Interessante anche il ruolo del basso di Kühne, che se nelle partiture più veloci si dilegua, riesce invece a ricavare il suo spazio con una certa corposità nei frangenti più cadenzati.
Da notare le "attraenti" atmosfere "monocorde" create dai tre, le quali richiamano le soluzioni tipiche di un certo Metal norvegese che di lì a poco prenderà campo.
In tutto questo si "destreggia" la voce di Kühne, vero e proprio punto di forza della band. È difficile descrivere il suo stile, in certi frangenti ricorda quel che verrà in seguito con John Tardy e con Van Drunen, in altri rimane ancorato al cantato sguaiato tipico delle band estreme di quei tempi. Sicuramente uno stile originale e completamente folle: ascoltare per credere.
Il disco scorre rapidamente – nove tracce per circa trentadue minuti – senza cali di tensione, i brani sono tutti di alto livello e piuttosto omogenei tra loro.
Gli apici del disco, e forse le più rappresentative, sono: "Messiah" con la sua devastante furia Thrash; la splendida "Anarcus" dalle venature Hardcore, sapientemente intrecciate con pesanti rallentamenti; la cadenzata "Space Invaders" che si muove su lidi decisamente Death, e la conclusiva, quasi "progressive", "The Dentist" (dalla durata di oltre 8 minuti), vera e propria summa del sound dei Messiah.
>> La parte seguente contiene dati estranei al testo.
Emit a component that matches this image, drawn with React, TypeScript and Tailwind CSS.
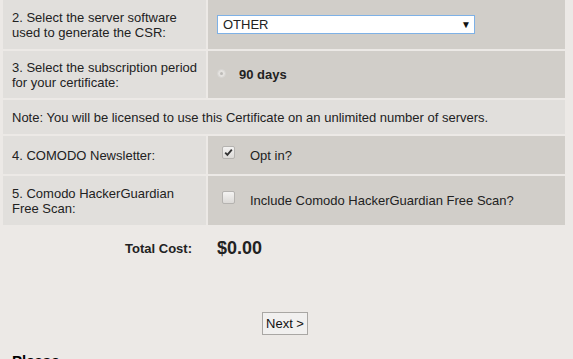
import React from "react";

const cellL = "bg-[#e1dfdc] pl-[9px] pr-2 flex items-center";
const cellR = "bg-[#d1cec9] pl-[9px] pr-2 flex items-center";

function Checkbox({ checked }: { checked?: boolean }) {
  return (
    <span className="w-[13px] h-[13px] shrink-0 rounded-[2px] border border-[#b5b3b0] bg-gradient-to-b from-[#f4f3f2] to-[#dcdad7] flex items-center justify-center">
      {checked && (
        <svg width="9" height="9" viewBox="0 0 9 9">
          <path d="M1.2 4.6 L3.4 6.9 L7.8 1.6" fill="none" stroke="#333" strokeWidth="1.8" />
        </svg>
      )}
    </span>
  );
}

export default function App() {
  return (
    <div
      className="w-[573px] h-[359px] overflow-hidden bg-[#ece9e6] text-[13px] leading-[15px] text-[#222]"
      style={{ fontFamily: '"Liberation Sans", Arial, sans-serif' }}
    >
      <div className="pl-[3px] grid grid-cols-[203px_357px] gap-[2px] grid-rows-[49px_47px_34px_38px_49px]">
        {/* 2. server software */}
        <div className={cellL}>
          <p>2. Select the server software<br />used to generate the CSR:</p>
        </div>
        <div className={cellR}>
          <div className="w-[258px] h-[19px] bg-white border border-[#7eb1e6] flex items-center justify-between pl-[5px] pr-[3px]">
            <span>OTHER</span>
            <span className="text-[10px] text-[#111]">▼</span>
          </div>
        </div>

        {/* 3. subscription period */}
        <div className={cellL}>
          <p>3. Select the subscription period<br />for your certificate:</p>
        </div>
        <div className={`${cellR} pl-[8px]`}>
          <span className="w-[9px] h-[9px] rounded-full bg-[#e4e2df] border border-[#d6d4d1] flex items-center justify-center mr-[13px] -mt-[2px]">
            <span className="w-[3px] h-[3px] rounded-full bg-[#bdbbb8]" />
          </span>
          <span className="font-bold">90 days</span>
        </div>

        {/* note */}
        <div className={`${cellL} col-span-2`}>
          <p>Note: You will be licensed to use this Certificate on an unlimited number of servers.</p>
        </div>

        {/* 4. newsletter */}
        <div className={cellL}>
          <p>4. COMODO Newsletter:</p>
        </div>
        <div className={`${cellR} pl-[14px]`}>
          <span className="-mt-[6px]"><Checkbox checked /></span>
          <span className="ml-[15px]">Opt in?</span>
        </div>

        {/* 5. hackerguardian */}
        <div className={cellL}>
          <p>5. Comodo HackerGuardian<br />Free Scan:</p>
        </div>
        <div className={`${cellR} pl-[14px]`}>
          <span className="-mt-[7px]"><Checkbox /></span>
          <span className="ml-[15px]">Include Comodo HackerGuardian Free Scan?</span>
        </div>

        {/* total */}
        <div className="flex items-center justify-end pr-[14px] h-[42px]">
          <span className="font-bold">Total Cost:</span>
        </div>
        <div className="flex items-center pl-[9px] h-[42px]">
          <span className="font-bold text-[18px]">$0.00</span>
        </div>
      </div>

      <div className="flex justify-center mt-[43px]">
        <button className="h-[23px] px-[3px] border border-[#a9a7a4] bg-[#f1f0ef] text-[13px] text-[#111] leading-none ml-[-3px]">
          Next &gt;
        </button>
      </div>

      <p className="mt-[17px] pl-[12px] font-bold text-[15px] leading-[17px] text-black">Please</p>
    </div>
  );
}
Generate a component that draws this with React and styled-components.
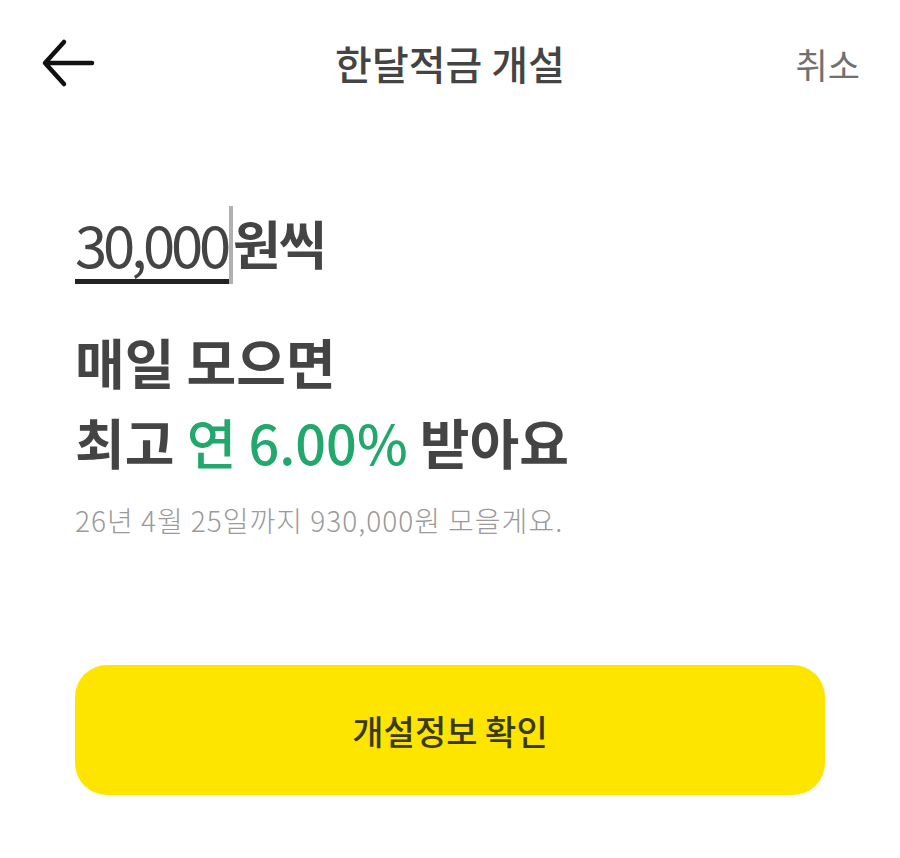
import React from 'react';
import styled, { createGlobalStyle } from 'styled-components';

const GlobalStyle = createGlobalStyle`
  html, body {
    margin: 0;
    padding: 0;
    background: #ffffff;
  }
  body {
    font-family: "Noto Sans CJK KR", "Noto Sans", sans-serif;
    color: #444444;
  }
`;

const Screen = styled.div`
  width: 900px;
  height: 858px;
  display: flex;
  flex-direction: column;
  background: #fff;
`;

const Header = styled.header`
  height: 130px;
  display: grid;
  grid-template-columns: 160px 1fr 160px;
  align-items: center;
  padding: 0 40px 0 40px;
  box-sizing: border-box;
  margin-top: -2px;
`;

const BackButton = styled.button`
  background: none;
  border: none;
  padding: 0;
  width: 56px;
  height: 56px;
  cursor: pointer;
  display: flex;
  align-items: center;
`;

const Title = styled.h1`
  margin: 0;
  text-align: center;
  font-size: 40px;
  font-weight: 500;
  color: #444;
`;

const Cancel = styled.button`
  justify-self: end;
  background: none;
  border: none;
  padding: 0;
  font-family: inherit;
  font-size: 35px;
  font-weight: 400;
  color: #707070;
  cursor: pointer;
`;

const Body = styled.main`
  padding: 76px 0 0 75px;
  display: flex;
  flex-direction: column;
`;

const AmountRow = styled.div`
  display: flex;
  align-items: flex-end;
  height: 80px;
`;

const AmountValue = styled.span`
  font-size: 58px;
  line-height: 72px;
  letter-spacing: -4.2px;
  color: #444;
  border-bottom: 5px solid #222;
  padding-right: 2px;
`;

const Caret = styled.span`
  width: 4px;
  height: 78px;
  background: #b0b0b0;
  align-self: flex-end;
`;

const Unit = styled.span`
  font-size: 52px;
  font-weight: 700;
  line-height: 72px;
  margin-bottom: 5px;
  letter-spacing: -2px;
  color: #444;
`;

const Headline = styled.h2`
  margin: 38px 0 0 0;
  font-size: 54px;
  font-weight: 700;
  line-height: 80px;
  color: #444;
  letter-spacing: 0;
`;

const Rate = styled.span`
  color: #22a86c;
  font-weight: 500;
`;

const Note = styled.p`
  margin: 18px 0 0 0;
  font-size: 28px;
  font-weight: 300;
  color: #9a9a9a;
  letter-spacing: 1px;
`;

const Footer = styled.div`
  padding: 0 75px;
  margin-top: 125px;
`;

const ConfirmButton = styled.button`
  width: 100%;
  height: 130px;
  border: none;
  border-radius: 32px;
  background: #fee500;
  font-family: inherit;
  font-size: 34px;
  font-weight: 500;
  color: #3a3a1a;
  cursor: pointer;
`;

function BackArrow() {
  return (
    <svg width="56" height="56" viewBox="0 0 56 56" fill="none">
      <path
        d="M52 28H6M24 7L5 28L24 49"
        stroke="#111"
        strokeWidth="4.5"
        strokeLinecap="round"
        strokeLinejoin="round"
      />
    </svg>
  );
}

export default function App() {
  return (
    <>
      <GlobalStyle />
      <Screen>
        <Header>
          <BackButton aria-label="뒤로">
            <BackArrow />
          </BackButton>
          <Title>한달적금 개설</Title>
          <Cancel>취소</Cancel>
        </Header>
        <Body>
          <AmountRow>
            <AmountValue>30,000</AmountValue>
            <Caret />
            <Unit>원씩</Unit>
          </AmountRow>
          <Headline>
            매일 모으면
            <br />
            최고 <Rate>연 6.00%</Rate> 받아요
          </Headline>
          <Note>26년 4월 25일까지 930,000원 모을게요.</Note>
        </Body>
        <Footer>
          <ConfirmButton>개설정보 확인</ConfirmButton>
        </Footer>
      </Screen>
    </>
  );
}
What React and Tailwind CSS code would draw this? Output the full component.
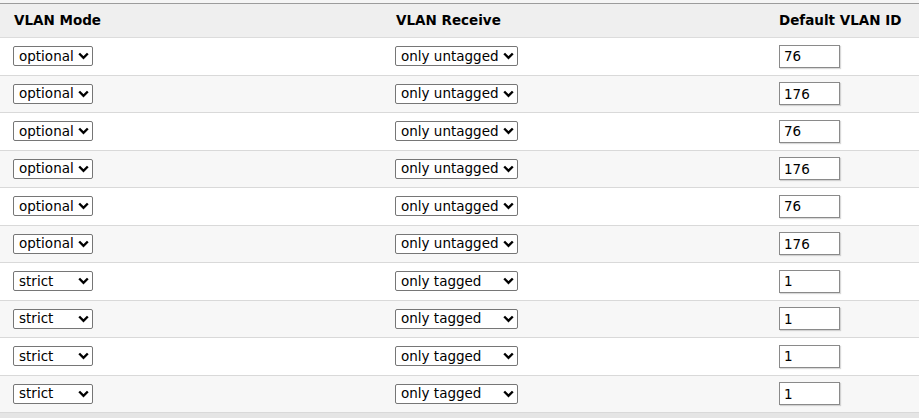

Per quel che riguarda le liriche dobbiamo segnalare che l'album, molto probabilmente, quantomeno per il titolo, era ispirato dal "Libro di Abramelin" o "La Magia Sacra di Abramelin il Mago"(1458), di Abraham Ben Simon, un libro di magia per l'appunto. I testi sono dissacranti e provocatori, a tratti si coglie una certa ironia, basti pensare al parlato iniziale della title track: <<Good people and bad musician>>. La maggior parte dei brani è introdotta con questa formula, ovvero con un parlato baritonale, sontuoso, che conferisce un'aura "spirituale" demoniaca a tutto il lavoro.
La produzione del disco, affidata a M. Suremann e agli stessi Messiah, è estremamente scarna, dal gusto decisamente analogico e piuttosto approssimativa, sicuramente perfezionabile; il che ha giocato a sfavore del riconoscimento che "Hymn to Abramelin" meritava...
Ma come spesso avviene, le perle nere più belle, ai loro albori restano incomprese.